◆ **Task data**:
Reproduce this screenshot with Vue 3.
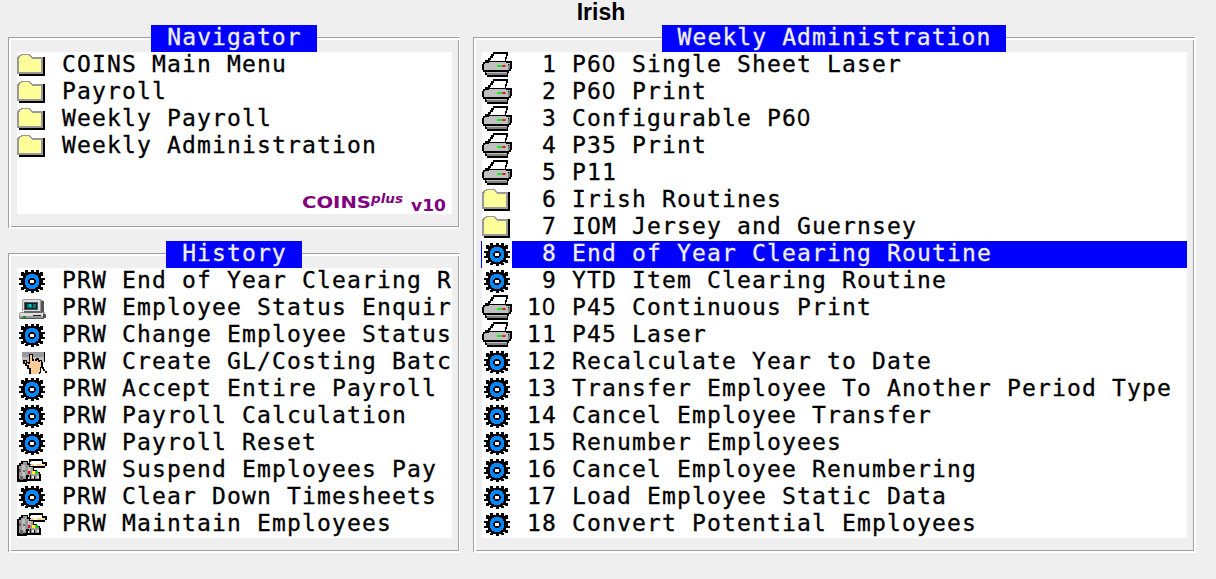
...
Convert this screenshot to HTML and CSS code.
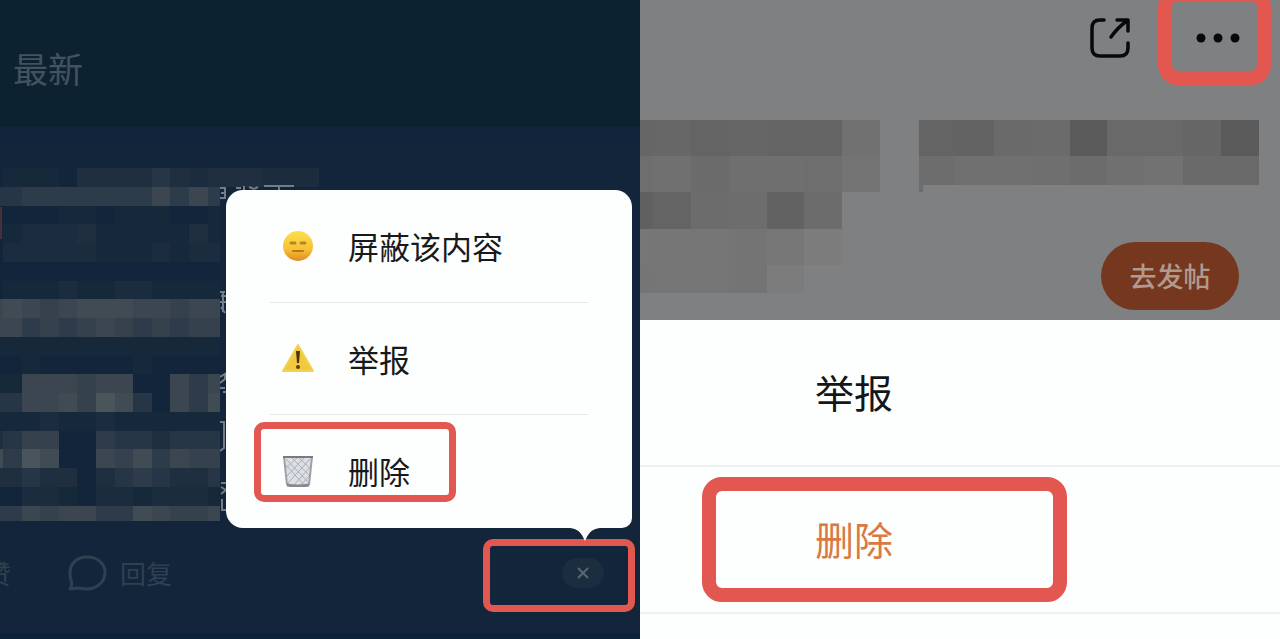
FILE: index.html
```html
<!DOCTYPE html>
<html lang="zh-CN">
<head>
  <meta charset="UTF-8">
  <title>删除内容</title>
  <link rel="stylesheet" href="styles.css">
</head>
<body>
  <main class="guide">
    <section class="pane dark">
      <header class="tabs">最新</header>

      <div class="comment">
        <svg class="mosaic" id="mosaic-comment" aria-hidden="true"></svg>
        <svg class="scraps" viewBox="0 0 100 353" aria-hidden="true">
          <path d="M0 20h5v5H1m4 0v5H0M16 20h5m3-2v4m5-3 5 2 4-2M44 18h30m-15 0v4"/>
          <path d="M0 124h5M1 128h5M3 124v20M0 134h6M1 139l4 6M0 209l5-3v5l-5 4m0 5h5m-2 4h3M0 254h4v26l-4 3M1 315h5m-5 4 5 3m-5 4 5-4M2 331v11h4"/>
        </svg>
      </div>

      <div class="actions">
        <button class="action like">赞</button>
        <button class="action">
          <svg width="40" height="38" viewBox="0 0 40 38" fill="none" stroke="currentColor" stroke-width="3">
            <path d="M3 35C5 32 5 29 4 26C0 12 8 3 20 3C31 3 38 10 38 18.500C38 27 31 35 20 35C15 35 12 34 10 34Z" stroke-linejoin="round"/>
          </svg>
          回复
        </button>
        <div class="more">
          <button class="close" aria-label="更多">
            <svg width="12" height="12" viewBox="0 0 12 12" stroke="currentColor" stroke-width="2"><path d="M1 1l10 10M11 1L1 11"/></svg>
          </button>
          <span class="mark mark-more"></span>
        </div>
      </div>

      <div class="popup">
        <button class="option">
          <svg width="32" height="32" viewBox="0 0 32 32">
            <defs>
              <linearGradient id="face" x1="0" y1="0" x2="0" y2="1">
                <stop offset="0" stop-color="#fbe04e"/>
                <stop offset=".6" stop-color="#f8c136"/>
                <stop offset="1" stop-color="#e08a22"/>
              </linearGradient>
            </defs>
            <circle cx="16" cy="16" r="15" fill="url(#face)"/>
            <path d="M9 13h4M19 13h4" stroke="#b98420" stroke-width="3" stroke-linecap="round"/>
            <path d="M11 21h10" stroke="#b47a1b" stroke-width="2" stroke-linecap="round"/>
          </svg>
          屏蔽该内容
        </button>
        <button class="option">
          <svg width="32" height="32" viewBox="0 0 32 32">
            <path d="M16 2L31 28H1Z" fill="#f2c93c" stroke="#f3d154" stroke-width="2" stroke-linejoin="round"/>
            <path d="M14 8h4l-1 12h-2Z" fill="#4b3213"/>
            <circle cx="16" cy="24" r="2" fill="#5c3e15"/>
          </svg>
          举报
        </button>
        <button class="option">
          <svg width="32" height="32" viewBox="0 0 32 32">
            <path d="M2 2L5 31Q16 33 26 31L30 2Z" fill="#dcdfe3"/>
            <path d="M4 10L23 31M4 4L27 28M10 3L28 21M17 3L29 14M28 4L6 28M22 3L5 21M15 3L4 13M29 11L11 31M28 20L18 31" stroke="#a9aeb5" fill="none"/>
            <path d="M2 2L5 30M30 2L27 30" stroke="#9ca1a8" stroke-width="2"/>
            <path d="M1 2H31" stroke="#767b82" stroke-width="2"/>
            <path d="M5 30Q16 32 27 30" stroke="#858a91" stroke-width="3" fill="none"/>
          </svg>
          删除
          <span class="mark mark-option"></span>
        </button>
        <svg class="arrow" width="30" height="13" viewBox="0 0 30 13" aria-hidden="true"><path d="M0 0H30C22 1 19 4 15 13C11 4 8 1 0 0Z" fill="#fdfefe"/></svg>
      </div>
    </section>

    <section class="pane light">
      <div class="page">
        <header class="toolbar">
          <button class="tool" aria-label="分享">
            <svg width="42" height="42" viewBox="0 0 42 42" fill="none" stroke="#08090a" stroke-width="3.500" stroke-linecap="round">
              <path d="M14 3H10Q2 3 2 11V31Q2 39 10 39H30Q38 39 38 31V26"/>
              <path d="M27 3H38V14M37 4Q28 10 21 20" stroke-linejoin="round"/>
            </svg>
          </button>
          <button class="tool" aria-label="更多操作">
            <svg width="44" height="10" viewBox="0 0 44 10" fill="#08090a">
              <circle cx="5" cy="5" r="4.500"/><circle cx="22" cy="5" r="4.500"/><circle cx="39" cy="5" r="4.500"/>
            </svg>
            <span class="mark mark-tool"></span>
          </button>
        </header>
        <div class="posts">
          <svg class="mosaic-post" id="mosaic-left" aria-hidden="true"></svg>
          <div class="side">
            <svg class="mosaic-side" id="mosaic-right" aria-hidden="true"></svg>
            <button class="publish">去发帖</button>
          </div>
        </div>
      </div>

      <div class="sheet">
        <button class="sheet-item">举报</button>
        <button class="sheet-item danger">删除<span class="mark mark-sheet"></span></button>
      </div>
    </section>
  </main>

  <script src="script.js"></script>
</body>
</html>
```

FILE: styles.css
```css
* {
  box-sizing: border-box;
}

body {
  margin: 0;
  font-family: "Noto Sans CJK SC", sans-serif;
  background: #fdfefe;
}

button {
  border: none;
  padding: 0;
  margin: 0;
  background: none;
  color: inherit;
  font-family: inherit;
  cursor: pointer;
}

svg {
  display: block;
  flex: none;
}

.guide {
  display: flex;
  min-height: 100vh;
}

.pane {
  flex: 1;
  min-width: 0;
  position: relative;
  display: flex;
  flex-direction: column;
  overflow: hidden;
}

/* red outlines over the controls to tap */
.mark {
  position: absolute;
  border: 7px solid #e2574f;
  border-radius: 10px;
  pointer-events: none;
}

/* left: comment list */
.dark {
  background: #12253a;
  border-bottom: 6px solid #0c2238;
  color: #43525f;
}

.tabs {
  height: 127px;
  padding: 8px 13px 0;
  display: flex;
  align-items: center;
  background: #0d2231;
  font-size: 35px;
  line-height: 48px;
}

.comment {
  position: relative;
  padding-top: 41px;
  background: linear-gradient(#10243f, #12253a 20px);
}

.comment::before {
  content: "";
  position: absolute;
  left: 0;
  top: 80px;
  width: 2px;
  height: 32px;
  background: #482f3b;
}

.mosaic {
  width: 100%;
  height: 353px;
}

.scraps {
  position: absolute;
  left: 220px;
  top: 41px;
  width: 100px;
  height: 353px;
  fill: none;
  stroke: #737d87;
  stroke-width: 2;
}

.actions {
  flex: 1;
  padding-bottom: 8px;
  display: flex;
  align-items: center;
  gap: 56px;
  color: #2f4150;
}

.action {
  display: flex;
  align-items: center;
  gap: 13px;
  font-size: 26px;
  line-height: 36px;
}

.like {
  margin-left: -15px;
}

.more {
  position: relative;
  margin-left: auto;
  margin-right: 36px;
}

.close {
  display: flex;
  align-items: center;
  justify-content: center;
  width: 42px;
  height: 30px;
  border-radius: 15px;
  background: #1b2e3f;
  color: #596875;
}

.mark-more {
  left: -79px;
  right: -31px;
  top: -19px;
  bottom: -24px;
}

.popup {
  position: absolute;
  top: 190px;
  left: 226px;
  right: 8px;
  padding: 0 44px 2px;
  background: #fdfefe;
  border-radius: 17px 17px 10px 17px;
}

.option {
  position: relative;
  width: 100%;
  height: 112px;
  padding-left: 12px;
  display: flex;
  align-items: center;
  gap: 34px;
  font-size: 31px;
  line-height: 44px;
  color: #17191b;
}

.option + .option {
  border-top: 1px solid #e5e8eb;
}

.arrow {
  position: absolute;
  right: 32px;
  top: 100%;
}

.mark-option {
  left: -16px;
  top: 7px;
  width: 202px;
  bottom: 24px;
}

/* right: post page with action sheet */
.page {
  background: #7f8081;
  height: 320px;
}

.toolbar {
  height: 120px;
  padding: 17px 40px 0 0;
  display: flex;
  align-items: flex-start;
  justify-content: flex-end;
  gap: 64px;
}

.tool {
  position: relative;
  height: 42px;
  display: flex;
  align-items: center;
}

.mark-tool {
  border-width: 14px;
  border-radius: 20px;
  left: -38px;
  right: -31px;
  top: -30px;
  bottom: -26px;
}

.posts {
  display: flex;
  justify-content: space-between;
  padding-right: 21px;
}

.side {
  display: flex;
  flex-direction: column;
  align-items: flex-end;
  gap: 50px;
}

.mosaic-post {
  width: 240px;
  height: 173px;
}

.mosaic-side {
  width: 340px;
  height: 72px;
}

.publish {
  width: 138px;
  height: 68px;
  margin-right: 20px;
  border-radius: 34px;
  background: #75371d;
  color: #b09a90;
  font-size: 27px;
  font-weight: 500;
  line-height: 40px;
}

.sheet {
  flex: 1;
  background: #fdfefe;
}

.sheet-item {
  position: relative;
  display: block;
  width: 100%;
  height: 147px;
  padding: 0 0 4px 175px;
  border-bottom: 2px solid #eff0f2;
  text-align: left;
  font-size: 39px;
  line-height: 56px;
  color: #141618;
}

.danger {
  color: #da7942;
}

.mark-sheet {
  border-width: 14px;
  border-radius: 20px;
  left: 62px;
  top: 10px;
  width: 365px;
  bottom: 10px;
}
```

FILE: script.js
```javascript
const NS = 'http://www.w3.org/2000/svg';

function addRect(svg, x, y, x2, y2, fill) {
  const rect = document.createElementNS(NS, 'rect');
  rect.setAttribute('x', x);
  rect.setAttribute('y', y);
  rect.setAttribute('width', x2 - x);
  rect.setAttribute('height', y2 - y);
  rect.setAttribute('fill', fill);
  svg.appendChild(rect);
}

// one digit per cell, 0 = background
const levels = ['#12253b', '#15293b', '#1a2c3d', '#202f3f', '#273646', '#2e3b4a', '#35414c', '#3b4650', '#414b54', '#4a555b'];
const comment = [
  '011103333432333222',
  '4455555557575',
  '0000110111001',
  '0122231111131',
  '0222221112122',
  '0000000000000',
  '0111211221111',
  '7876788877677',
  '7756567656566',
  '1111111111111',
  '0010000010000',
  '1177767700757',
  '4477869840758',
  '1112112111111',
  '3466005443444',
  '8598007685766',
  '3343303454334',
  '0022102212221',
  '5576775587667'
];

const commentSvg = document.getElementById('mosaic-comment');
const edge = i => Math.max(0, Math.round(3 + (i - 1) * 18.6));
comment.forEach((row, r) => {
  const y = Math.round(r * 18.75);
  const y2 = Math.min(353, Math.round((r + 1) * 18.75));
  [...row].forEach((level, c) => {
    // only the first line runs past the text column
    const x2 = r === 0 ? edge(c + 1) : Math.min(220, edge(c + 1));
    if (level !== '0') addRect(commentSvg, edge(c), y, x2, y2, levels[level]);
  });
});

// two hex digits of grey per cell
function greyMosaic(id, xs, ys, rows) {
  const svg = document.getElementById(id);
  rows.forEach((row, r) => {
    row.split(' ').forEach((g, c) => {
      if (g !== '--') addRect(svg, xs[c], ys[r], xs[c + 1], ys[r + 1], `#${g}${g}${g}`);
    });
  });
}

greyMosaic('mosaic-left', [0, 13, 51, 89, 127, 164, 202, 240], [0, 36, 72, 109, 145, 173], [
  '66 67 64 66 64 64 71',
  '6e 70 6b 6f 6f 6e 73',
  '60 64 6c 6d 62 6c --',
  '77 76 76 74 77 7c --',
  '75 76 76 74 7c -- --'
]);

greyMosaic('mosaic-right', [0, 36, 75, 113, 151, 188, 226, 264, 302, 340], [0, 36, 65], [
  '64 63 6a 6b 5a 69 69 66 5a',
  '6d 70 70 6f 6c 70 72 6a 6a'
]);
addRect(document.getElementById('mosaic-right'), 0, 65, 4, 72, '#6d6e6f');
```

◆ **To be done**:
Of the lines in the data, how many contain the word "with"? Provide the number and nothing further.

◆ **Finished exercise**:
2